Edge Cases and Comparison¶
Understanding when component replacement does not apply and common pitfalls to avoid.
See Platform Component Replacement for the core pattern overview.
Know When NOT to Use Component Replacement
Component replacement is not a universal solution. If users expect the old API, if schema changes are breaking, or if data cannot be replicated, use a different migration strategy.

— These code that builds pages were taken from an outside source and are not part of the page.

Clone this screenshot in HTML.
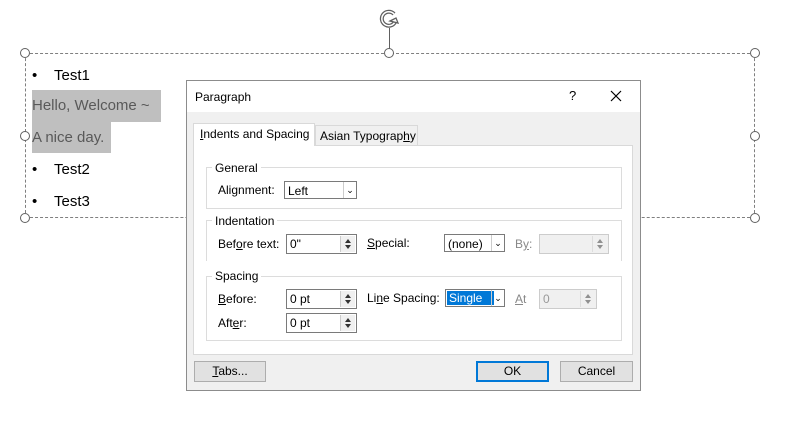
<!DOCTYPE html>
<html><head><style>
body{margin:0;width:797px;height:424px;background:#fff;position:relative;overflow:hidden;font-family:"Liberation Sans",sans-serif;}
.a{position:absolute;}
.h{position:absolute;width:10px;height:10px;border:1.7px solid #606060;border-radius:50%;background:#fff;box-sizing:border-box;}
.t{position:absolute;font-size:15px;color:#000;}
.d{font-size:12px;color:#000;position:absolute;white-space:nowrap;}
.grp{position:absolute;border:1px solid #dcdcdc;}
.lbl{position:absolute;background:#fff;padding:0 3px;font-size:12px;}
.inp{position:absolute;background:#fff;border:1px solid #7a7a7a;box-sizing:border-box;font-size:12px;padding:2px 0 0 3px;}
.spin{position:absolute;right:1px;top:1px;bottom:1px;width:14px;border-left:1px solid #ccc;background:#f0f0f0;}
.spin:before{content:"";position:absolute;left:4px;top:3px;border:3px solid transparent;border-bottom:4px solid #333;border-top:0;}
.spin:after{content:"";position:absolute;left:4px;bottom:3px;border:3px solid transparent;border-top:4px solid #333;border-bottom:0;}
.sel{position:absolute;background:#fff;border:1px solid #7a7a7a;box-sizing:border-box;font-size:12px;padding:2px 0 0 3px;}
.sel i{position:absolute;right:0;top:0;bottom:0;width:12px;border-left:1px solid #ccc;font-style:normal;font-size:9px;text-align:center;line-height:16px;}
.btn{position:absolute;background:#e1e1e1;border:1px solid #adadad;box-sizing:border-box;font-size:12px;text-align:center;line-height:19px;}
u{text-decoration:underline;}
</style></head><body>
<div class="a" style="left:25px;top:53px;width:730px;height:165px;border:1px dashed #7f7f7f;box-sizing:border-box;"></div>
<div class="a" style="left:389px;top:28px;width:1px;height:22px;background:#606060;"></div>
<svg class="a" style="left:378px;top:8px" width="22" height="22" viewBox="0 0 22 22"><path d="M16 6A7 7 0 1 0 17 14" fill="none" stroke="#606060" stroke-width="4"/><path d="M16 6A7 7 0 1 0 17 14" fill="none" stroke="#fff" stroke-width="1.5"/><path d="M12 13l6-3 2 5z" fill="#fff" stroke="#606060" stroke-width="1.3"/></svg>
<div class="h" style="left:20px;top:48px"></div><div class="h" style="left:384px;top:48px"></div><div class="h" style="left:750px;top:48px"></div>
<div class="h" style="left:20px;top:131px"></div><div class="h" style="left:750px;top:131px"></div>
<div class="h" style="left:20px;top:213px"></div><div class="h" style="left:384px;top:213px"></div><div class="h" style="left:750px;top:213px"></div>
<div class="t" style="left:32px;top:67px">•</div><div class="t" style="left:54px;top:67px">Test1</div>
<div class="a" style="left:32px;top:90px;width:129px;height:32px;background:#bfbfbf;"></div>
<div class="a" style="left:32px;top:122px;width:79px;height:31px;background:#bfbfbf;"></div>
<div class="t" style="left:32px;top:97px;color:#595959">Hello, Welcome ~</div>
<div class="t" style="left:32px;top:129px;color:#595959">A nice day.</div>
<div class="t" style="left:32px;top:161px">•</div><div class="t" style="left:54px;top:161px">Test2</div>
<div class="t" style="left:32px;top:193px">•</div><div class="t" style="left:54px;top:193px">Test3</div>

<div class="a" style="left:186px;top:80px;width:455px;height:311px;background:#f0f0f0;border:1px solid #8c8c8c;box-sizing:border-box;"></div>
<div class="a" style="left:187px;top:81px;width:453px;height:31px;background:#fff;"></div>
<div class="d" style="left:195px;top:90px">Paragraph</div>
<div class="d" style="left:569px;top:88px;font-size:13px">?</div>
<svg class="a" style="left:610px;top:90px" width="12" height="12"><path d="M1 1L11 11M11 1L1 11" stroke="#000" stroke-width="1.2"/></svg>
<div class="a" style="left:193px;top:145px;width:440px;height:210px;background:#fff;border:1px solid #d9d9d9;box-sizing:border-box;"></div>
<div class="a" style="left:315px;top:125px;width:103px;height:21px;background:#f0f0f0;border:1px solid #d9d9d9;box-sizing:border-box;"></div>
<div class="d" style="left:320px;top:129px">Asian Typograp<u>h</u>y</div>
<div class="a" style="left:193px;top:123px;width:122px;height:23px;background:#fff;border:1px solid #d9d9d9;border-bottom:none;box-sizing:border-box;"></div>
<div class="d" style="left:200px;top:127px"><u>I</u>ndents and Spacing</div>

<div class="grp" style="left:206px;top:167px;width:414px;height:40px;"></div>
<div class="lbl" style="left:212px;top:161px">General</div>
<div class="d" style="left:218px;top:183px">Ali<u>g</u>nment:</div>
<div class="sel" style="left:284px;top:181px;width:73px;height:18px">Left<i>⌄</i></div>

<div class="grp" style="left:206px;top:220px;width:414px;height:40px;border-bottom:none"></div>
<div class="lbl" style="left:212px;top:214px">Indentation</div>
<div class="d" style="left:218px;top:237px">Bef<u>o</u>re text:</div>
<div class="inp" style="left:286px;top:234px;width:71px;height:20px">0"<div class="spin"></div></div>
<div class="d" style="left:367px;top:236px"><u>S</u>pecial:</div>
<div class="sel" style="left:444px;top:234px;width:61px;height:18px">(none)<i>⌄</i></div>
<div class="d" style="left:515px;top:237px;color:#888">B<u>y</u>:</div>
<div class="inp" style="left:539px;top:234px;width:70px;height:20px;background:#f0f0f0;border-color:#ccc"><div class="spin" style="opacity:.5"></div></div>

<div class="grp" style="left:206px;top:276px;width:414px;height:63px;"></div>
<div class="lbl" style="left:212px;top:269px">Spacing</div>
<div class="d" style="left:218px;top:292px"><u>B</u>efore:</div>
<div class="inp" style="left:286px;top:289px;width:71px;height:20px">0 pt<div class="spin"></div></div>
<div class="d" style="left:367px;top:291px">Li<u>n</u>e Spacing:</div>
<div class="sel" style="left:445px;top:289px;width:60px;height:18px;padding:1px"><span style="background:#0078d7;color:#fff;display:inline-block;width:45px;padding-left:2px;height:14px;line-height:14px">Single</span><i>⌄</i></div>
<div class="d" style="left:515px;top:292px;color:#888"><u>A</u>t</div>
<div class="inp" style="left:539px;top:289px;width:58px;height:20px;background:#f0f0f0;border-color:#ccc;color:#999">0<div class="spin" style="opacity:.5"></div></div>
<div class="d" style="left:218px;top:316px">Aft<u>e</u>r:</div>
<div class="inp" style="left:286px;top:313px;width:71px;height:20px">0 pt<div class="spin"></div></div>

<div class="btn" style="left:194px;top:361px;width:72px;height:21px"><u>T</u>abs...</div>
<div class="btn" style="left:476px;top:361px;width:73px;height:21px;border:2px solid #0078d7;line-height:17px">OK</div>
<div class="btn" style="left:560px;top:361px;width:73px;height:21px">Cancel</div>
</body></html>
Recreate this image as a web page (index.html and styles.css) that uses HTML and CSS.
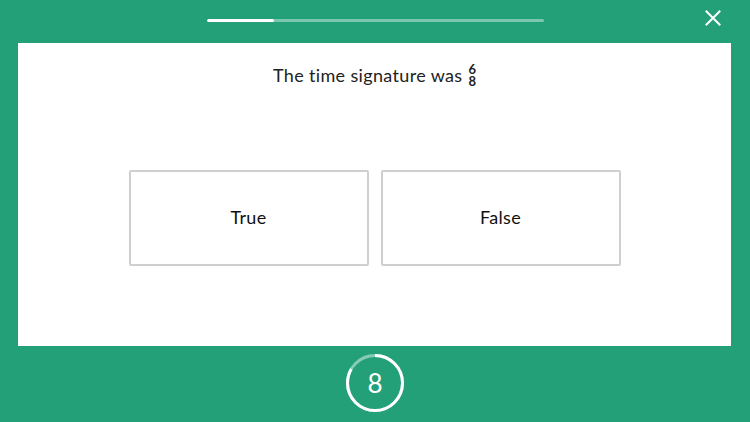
FILE: index.html
```html
<!DOCTYPE html>
<html>
<head>
<meta charset="utf-8">
<link rel="stylesheet" href="styles.css">
</head>
<body>
<div class="screen">
  <header class="topbar">
    <div class="progress"><div class="progress-fill" style="width:20%"></div></div>
    <button class="close" aria-label="Close">
      <svg width="16" height="16" viewBox="0 0 16 16"><path d="M1.5 1.5L14.5 14.5M14.5 1.5L1.5 14.5" stroke="#fff" stroke-width="2" stroke-linecap="square"/></svg>
    </button>
  </header>
  <main class="card">
    <p class="question">The time signature was <span class="frac"><span>6</span><span>8</span></span></p>
    <div class="answers">
      <button class="answer">True</button>
      <button class="answer">False</button>
    </div>
  </main>
  <footer class="footer">
    <div class="timer">
      <svg width="60" height="60" viewBox="0 0 60 60">
        <circle cx="30" cy="30" r="27.5" fill="none" stroke="rgba(255,255,255,0.45)" stroke-width="3"/>
        <circle cx="30" cy="30" r="27.5" fill="none" stroke="#fff" stroke-width="3" stroke-dasharray="144 173" transform="rotate(-90 30 30)"/>
      </svg>
      <span class="timer-num">8</span>
    </div>
  </footer>
</div>
</body>
</html>
```
FILE: styles.css
```css
html, body {
  margin: 0;
  padding: 0;
}
body {
  background: #24a078;
  font-family: "Lato", "Noto Sans", sans-serif;
  width: 750px;
  height: 422px;
  overflow: hidden;
}
.screen {
  display: flex;
  flex-direction: column;
  height: 422px;
}
.topbar {
  position: relative;
  height: 43px;
  display: flex;
  justify-content: center;
  align-items: flex-start;
}
.progress {
  margin-top: 19px;
  width: 337px;
  height: 3px;
  border-radius: 2px;
  background: rgba(255,255,255,0.4);
  overflow: hidden;
}
.progress-fill {
  height: 100%;
  background: #fff;
  border-radius: 2px;
}
.close {
  position: absolute;
  right: 29px;
  top: 10px;
  background: none;
  border: 0;
  padding: 0;
  width: 16px;
  height: 16px;
  cursor: pointer;
}
.close svg { display: block; }
.card {
  background: #fff;
  margin: 0 19px 0 18px;
  height: 303px;
  display: flex;
  flex-direction: column;
  align-items: center;
}
.question {
  margin: 20px 0 0;
  font-size: 18px;
  line-height: 24px;
  letter-spacing: 0.35px;
  color: #222;
  display: flex;
  align-items: center;
}
.frac {
  display: inline-flex;
  flex-direction: column;
  font-size: 13px;
  line-height: 12px;
  margin-left: 6px;
  font-weight: 700;
  align-items: center;
  letter-spacing: 0;
}
.answers {
  margin-top: 83px;
  display: flex;
  gap: 12px;
}
.answer {
  width: 240px;
  height: 96px;
  background: #fff;
  border: 2px solid #cfcfcf;
  border-radius: 2px;
  font-family: inherit;
  font-size: 18px;
  letter-spacing: 0.3px;
  color: #111;
  padding: 0 0 2px;
}
.footer {
  display: flex;
  justify-content: center;
  padding-top: 7px;
}
.timer {
  position: relative;
  width: 60px;
  height: 60px;
  display: flex;
  align-items: center;
  justify-content: center;
}
.timer svg {
  position: absolute;
  left: 0;
  top: 0;
}
.timer-num {
  color: #fff;
  font-size: 26px;
  font-weight: 400;
  line-height: 1;
}
```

| Scenario | Problem | Use Instead |
|---|---|---|
| User-facing API changes | Users expect old API | Traffic routing with gradual rollout |
| Breaking schema changes | Old and new incompatible | Blue-green deployment with cutover |
| Stateful data migration | Data can't be replicated | Maintenance window with downtime |
| Cost-prohibitive | Can't run both components | Phased cutover during low-traffic window |
Comparison: Traffic Routing vs Component Replacement¶
| Aspect | Traffic Routing | Component Replacement |
|---|---|---|
| Use Case | User-facing APIs, features | Infrastructure, backing services |
| Mechanism | Route percentage of traffic | Swap component references |
| Rollback | Decrease traffic to 0% | Change selector/reference back |
| Monitoring | Compare old vs new metrics | Compare old vs new metrics |
| Complexity | Routing layer required | Compatibility layer required |
| User Impact | Gradual (some users on old, some on new) | Instant (all users on new after swap) |
| Best For | A/B testing, feature flags | Database migrations, operator upgrades |
Not mutually exclusive: You can use traffic routing for APIs and component replacement for databases in the same migration.
Edge Cases and Gotchas¶
Gotcha 1: Connection Pooling¶
Problem: Application maintains connection pool to old database. After swap, pool still points to old instance.
Solution:
# Force connection pool refresh
# Option 1: Restart pods (graceful)
kubectl rollout restart deployment/app
# Option 2: Connection pool TTL
# Configure connection max lifetime < migration window
pool.maxLifetimeSeconds: 300 # 5 minutes
Gotcha 2: DNS Caching¶
Problem: Service DNS entry cached by application. After swap, app still resolves to old IP.
Solution:
# Short TTL on Service DNS
# Configure in CoreDNS
apiVersion: v1
kind: ConfigMap
metadata:
name: coredns
data:
Corefile: |
.:53 {
ttl 30 # 30 second TTL
}
Gotcha 3: Hard-Coded References¶
Problem: Application has hard-coded database hostname (not Service name).
Solution:
# Identify hard-coded references BEFORE migration
grep -r "postgres-old" ./config/
grep -r "10.0.1.5" ./config/ # IP address hard-coded
# Update all references to Service name
# Service name stays constant, backend changes
Gotcha 4: Partial Writes During Swap¶
Problem: Write started on old component, completed on new component. Data inconsistency.
Solution:
# Use transactional writes
# Ensure writes are atomic
# Database handles in-flight transactions during failover
postgresql:
synchronous_commit: on
max_wal_senders: 10
Migration Timeline Example¶
Real-world PostgreSQL HA migration:
| Week | Activity | Downtime |
|---|---|---|
| Week 1 | Deploy new cluster, set up replication | 0 min |
| Week 2 | Monitor replication lag, validate data consistency | 0 min |
| Week 3 | Test read queries against new cluster | 0 min |
| Week 4 | Swap Service to new cluster (Friday 2 AM) | 0 min |
| Week 5 | Monitor production traffic on new cluster | 0 min |
| Week 6 | Remove old cluster | 0 min |
Total downtime: 0 minutes Rollback windows: Week 4-5 (instant rollback via Service selector) Production incident: 0
Related Patterns¶
- Traffic Routing - Use for user-facing APIs instead
- Monitoring and Rollback - Metrics and alert thresholds
- Idempotency - Ensure operations can be retried during swap
- Graceful Degradation - Fallback to old component on errors
The new PostgreSQL cluster ran for 3 weeks in parallel. Replication lag stayed under 100ms. The Service selector changed at 2 AM on a Friday. Applications reconnected within 30 seconds. Error rates stayed flat. After 2 weeks of monitoring, the old cluster was decommissioned. Total downtime: zero minutes.